**PROBLEM STATEMENT**
Copy out all the lines where "React" shows up.

**DATA LISTING**
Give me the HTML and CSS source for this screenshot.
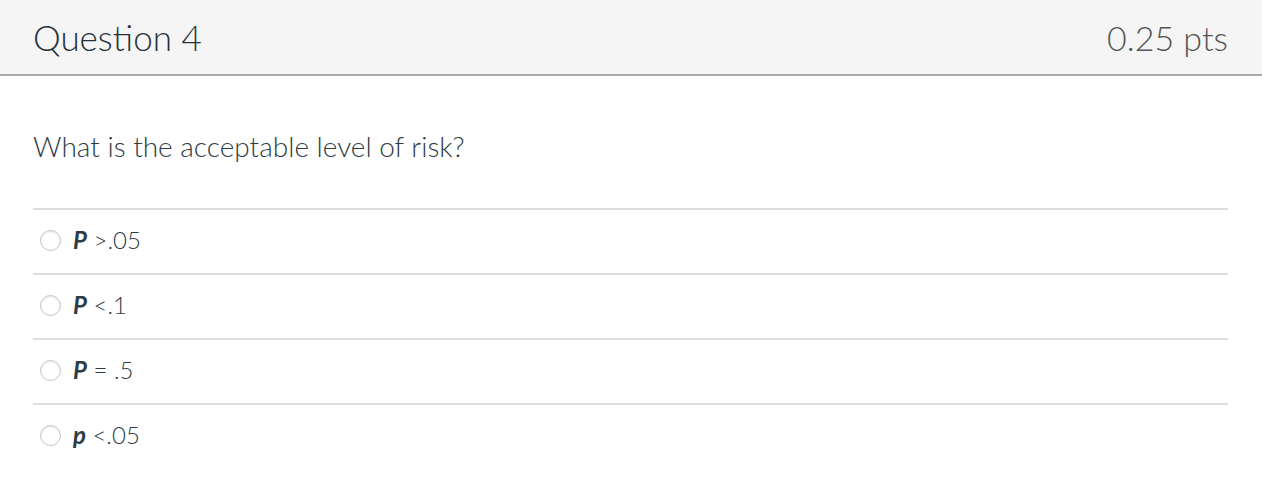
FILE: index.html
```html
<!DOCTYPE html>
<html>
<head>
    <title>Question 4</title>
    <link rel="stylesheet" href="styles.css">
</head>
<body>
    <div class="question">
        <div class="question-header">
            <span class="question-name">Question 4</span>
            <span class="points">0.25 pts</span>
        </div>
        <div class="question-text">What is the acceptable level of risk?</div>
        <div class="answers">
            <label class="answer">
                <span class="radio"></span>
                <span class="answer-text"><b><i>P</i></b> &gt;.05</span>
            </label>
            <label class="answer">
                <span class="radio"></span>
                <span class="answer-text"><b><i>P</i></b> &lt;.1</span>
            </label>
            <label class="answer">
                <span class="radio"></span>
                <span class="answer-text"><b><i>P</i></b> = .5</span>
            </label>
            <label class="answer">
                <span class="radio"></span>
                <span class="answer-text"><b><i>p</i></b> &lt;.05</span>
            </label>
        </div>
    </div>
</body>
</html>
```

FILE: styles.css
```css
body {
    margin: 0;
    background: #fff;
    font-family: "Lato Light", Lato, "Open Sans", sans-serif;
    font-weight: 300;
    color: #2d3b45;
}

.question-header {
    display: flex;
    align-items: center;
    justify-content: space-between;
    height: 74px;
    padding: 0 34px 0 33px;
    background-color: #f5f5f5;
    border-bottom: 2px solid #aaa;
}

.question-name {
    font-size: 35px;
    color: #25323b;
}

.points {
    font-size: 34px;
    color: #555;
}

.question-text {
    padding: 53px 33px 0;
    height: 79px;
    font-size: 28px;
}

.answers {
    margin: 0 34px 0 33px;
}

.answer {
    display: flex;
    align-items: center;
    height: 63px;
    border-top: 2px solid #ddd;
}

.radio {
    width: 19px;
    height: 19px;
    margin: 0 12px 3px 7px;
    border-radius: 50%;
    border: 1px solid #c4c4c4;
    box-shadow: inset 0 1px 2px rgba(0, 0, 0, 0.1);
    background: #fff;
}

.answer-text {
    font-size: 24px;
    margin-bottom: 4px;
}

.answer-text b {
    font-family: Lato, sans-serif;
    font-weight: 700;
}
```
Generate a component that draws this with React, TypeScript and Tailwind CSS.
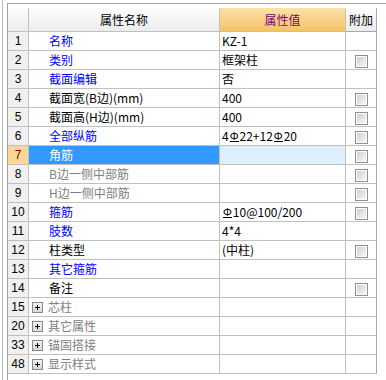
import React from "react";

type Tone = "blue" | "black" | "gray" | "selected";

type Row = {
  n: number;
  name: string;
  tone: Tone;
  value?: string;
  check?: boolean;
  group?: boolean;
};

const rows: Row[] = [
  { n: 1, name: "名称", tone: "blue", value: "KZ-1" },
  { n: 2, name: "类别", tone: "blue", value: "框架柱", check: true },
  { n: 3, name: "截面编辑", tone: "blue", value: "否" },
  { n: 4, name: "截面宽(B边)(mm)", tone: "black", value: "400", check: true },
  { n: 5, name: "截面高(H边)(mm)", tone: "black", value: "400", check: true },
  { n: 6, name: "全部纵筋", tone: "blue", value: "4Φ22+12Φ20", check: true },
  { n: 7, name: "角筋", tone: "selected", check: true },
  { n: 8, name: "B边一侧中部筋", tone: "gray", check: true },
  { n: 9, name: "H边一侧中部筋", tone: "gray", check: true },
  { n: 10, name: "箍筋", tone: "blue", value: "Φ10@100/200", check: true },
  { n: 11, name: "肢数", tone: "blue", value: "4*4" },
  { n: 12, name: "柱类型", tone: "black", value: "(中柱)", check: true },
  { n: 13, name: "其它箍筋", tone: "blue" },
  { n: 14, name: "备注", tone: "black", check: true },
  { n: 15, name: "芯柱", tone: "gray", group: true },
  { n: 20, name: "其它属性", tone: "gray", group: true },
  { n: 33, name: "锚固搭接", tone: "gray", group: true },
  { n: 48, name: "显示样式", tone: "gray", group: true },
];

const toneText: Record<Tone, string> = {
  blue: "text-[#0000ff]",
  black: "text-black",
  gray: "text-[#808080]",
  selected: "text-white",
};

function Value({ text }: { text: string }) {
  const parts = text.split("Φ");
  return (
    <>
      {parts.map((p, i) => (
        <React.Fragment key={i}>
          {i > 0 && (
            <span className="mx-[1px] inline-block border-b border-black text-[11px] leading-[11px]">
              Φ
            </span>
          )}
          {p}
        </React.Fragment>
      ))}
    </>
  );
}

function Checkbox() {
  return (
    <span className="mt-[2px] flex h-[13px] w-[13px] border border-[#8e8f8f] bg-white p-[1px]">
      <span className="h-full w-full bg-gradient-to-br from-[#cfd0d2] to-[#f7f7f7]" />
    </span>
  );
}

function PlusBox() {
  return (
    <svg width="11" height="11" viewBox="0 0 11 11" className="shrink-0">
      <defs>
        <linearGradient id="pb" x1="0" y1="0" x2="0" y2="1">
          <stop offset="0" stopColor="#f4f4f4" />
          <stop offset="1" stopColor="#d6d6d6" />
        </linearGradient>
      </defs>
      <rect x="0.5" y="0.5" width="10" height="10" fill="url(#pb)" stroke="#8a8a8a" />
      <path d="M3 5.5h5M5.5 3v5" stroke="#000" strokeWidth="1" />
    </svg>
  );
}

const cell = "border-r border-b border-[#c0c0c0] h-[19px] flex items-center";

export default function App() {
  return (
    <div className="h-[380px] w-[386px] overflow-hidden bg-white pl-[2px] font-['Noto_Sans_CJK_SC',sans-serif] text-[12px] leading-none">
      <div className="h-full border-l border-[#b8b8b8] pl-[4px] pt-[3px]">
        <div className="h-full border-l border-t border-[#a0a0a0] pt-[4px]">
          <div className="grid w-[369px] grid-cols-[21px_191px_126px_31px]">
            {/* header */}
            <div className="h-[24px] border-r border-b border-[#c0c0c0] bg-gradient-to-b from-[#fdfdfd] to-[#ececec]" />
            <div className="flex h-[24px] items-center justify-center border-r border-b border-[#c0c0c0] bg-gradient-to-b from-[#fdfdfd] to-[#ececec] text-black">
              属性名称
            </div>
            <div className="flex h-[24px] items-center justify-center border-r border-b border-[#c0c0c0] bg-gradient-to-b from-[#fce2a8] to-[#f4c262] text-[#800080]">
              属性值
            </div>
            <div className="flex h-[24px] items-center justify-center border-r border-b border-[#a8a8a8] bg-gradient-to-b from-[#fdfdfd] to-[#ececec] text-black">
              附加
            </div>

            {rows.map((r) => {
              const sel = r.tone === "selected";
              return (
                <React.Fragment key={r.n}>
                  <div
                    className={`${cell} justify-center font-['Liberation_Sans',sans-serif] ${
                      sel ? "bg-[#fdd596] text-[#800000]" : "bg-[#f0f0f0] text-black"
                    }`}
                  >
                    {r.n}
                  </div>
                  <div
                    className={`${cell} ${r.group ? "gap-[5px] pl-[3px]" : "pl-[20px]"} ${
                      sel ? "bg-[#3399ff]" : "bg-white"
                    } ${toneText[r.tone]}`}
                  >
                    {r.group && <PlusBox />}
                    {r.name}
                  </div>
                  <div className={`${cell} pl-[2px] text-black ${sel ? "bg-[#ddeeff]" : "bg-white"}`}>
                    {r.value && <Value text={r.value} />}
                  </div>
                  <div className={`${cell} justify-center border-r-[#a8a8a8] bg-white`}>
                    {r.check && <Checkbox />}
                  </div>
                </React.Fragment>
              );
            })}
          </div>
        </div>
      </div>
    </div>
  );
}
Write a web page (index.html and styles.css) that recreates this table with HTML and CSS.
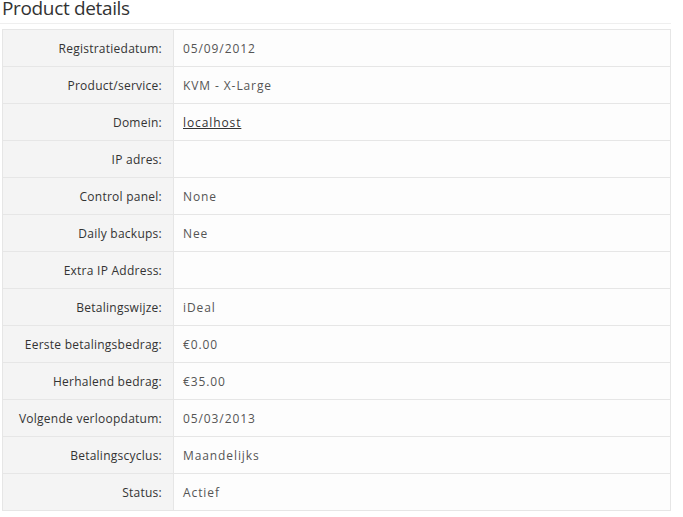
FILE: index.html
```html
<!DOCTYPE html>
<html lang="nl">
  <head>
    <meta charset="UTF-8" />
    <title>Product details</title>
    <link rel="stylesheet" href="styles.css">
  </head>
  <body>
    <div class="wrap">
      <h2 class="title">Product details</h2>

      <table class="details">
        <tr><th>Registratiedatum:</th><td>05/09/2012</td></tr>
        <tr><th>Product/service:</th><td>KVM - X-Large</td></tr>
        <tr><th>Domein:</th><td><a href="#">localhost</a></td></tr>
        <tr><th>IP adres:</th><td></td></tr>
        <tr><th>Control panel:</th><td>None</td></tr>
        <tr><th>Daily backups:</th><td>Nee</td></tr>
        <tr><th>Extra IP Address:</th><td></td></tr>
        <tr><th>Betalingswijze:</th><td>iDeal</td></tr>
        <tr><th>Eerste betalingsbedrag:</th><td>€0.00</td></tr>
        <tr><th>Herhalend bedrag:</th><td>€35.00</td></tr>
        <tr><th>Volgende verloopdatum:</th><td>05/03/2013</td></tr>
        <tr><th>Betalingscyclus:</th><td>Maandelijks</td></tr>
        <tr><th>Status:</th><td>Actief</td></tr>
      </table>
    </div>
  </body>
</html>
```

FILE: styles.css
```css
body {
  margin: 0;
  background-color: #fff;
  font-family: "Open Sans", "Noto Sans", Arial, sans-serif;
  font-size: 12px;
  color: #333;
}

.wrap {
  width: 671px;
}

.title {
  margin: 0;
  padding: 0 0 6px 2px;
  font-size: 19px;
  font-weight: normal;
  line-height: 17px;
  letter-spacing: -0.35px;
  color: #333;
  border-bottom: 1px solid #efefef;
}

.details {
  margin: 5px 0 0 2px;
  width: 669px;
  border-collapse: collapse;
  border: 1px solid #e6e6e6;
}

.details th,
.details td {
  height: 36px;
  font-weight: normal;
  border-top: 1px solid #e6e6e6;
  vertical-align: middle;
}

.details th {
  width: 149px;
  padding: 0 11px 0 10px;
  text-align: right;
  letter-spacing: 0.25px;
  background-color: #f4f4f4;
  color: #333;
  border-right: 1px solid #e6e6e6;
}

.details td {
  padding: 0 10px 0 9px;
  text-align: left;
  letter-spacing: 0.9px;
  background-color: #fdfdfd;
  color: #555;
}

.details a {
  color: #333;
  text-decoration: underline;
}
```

--

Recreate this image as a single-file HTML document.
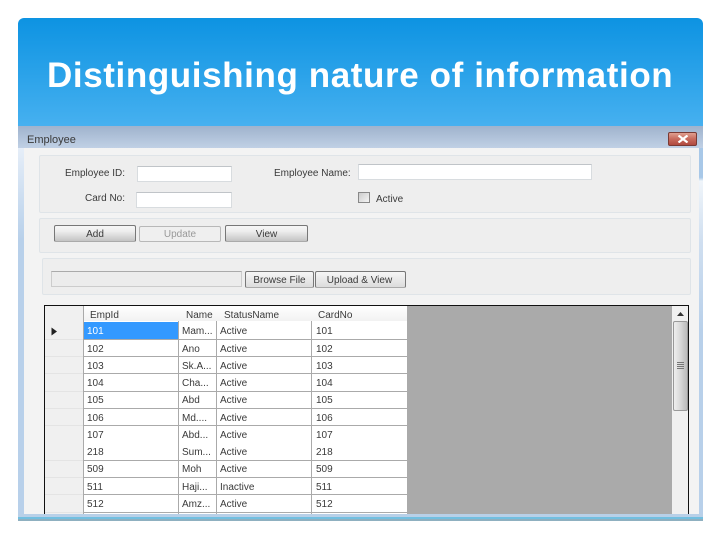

**OUTPUT**
Generate a component that draws this with React, TypeScript and Tailwind CSS.
import React from "react";
        <React.Fragment key={i}>
        </React.Fragment>
                <React.Fragment key={r.n}>
                </React.Fragment>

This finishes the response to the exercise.